Visitors to the arboretum at Newmillerdam Country Park can use their smartphones to get instant answers about 80 different tree species.

If they simply scan a Quick Response (QR) code next to each tree they will taken to a website where they can find out how each tree got its name and where it originated.

They can also find out the blossom and fruit of each tree and how tall it could grow.

The idea was born after Wakefield Tree Wardens chairman Roger Parkinson was asked a taxing question by park visitor.

He didn’t have the answer to hand, but knew it would be available online.

Mr Parkinson said: “Many people visit this beautiful place and some want to know more about the trees in the collection.

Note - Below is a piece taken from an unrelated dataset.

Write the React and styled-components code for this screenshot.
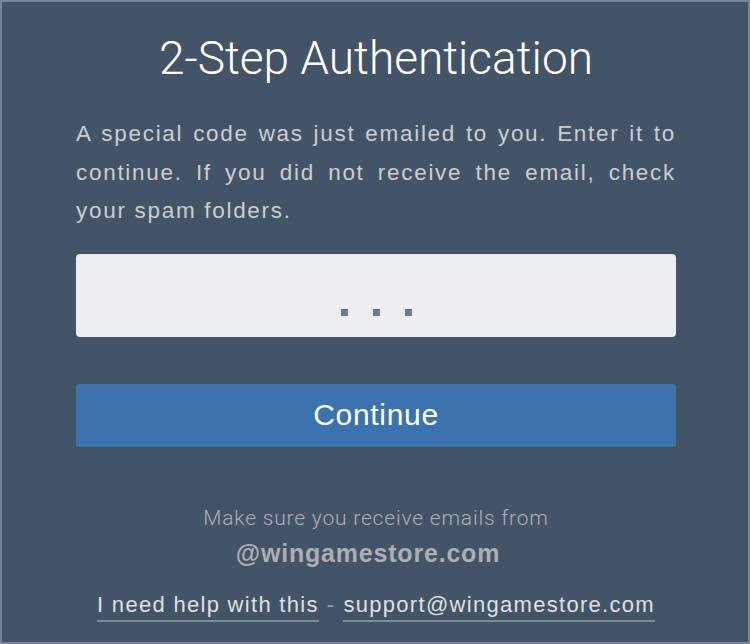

“Producing a booklet for our large number of tree species would be difficult and expensive, so access to this excellent web information is ideal.

“Hopefully it will lead to a greater understanding and interest in trees and their benefits to people and wildlife.”

Some of the tree species with QR codes attached include pride of India (koelreuteria paniculata), Turkish hazel (corylus colurna) and autumn blaze (acer freemanii).

Wakefield Council has worked with tree wardens and the National Trust to introduce the project.

Coun Maureen Cummings, cabinet member for the environment and communities, said: “This is a brilliant and innovative way of using modern technology to improve visitors’ experience. I hope people will come along with friends, family and their smartphones and have a go at using the codes.”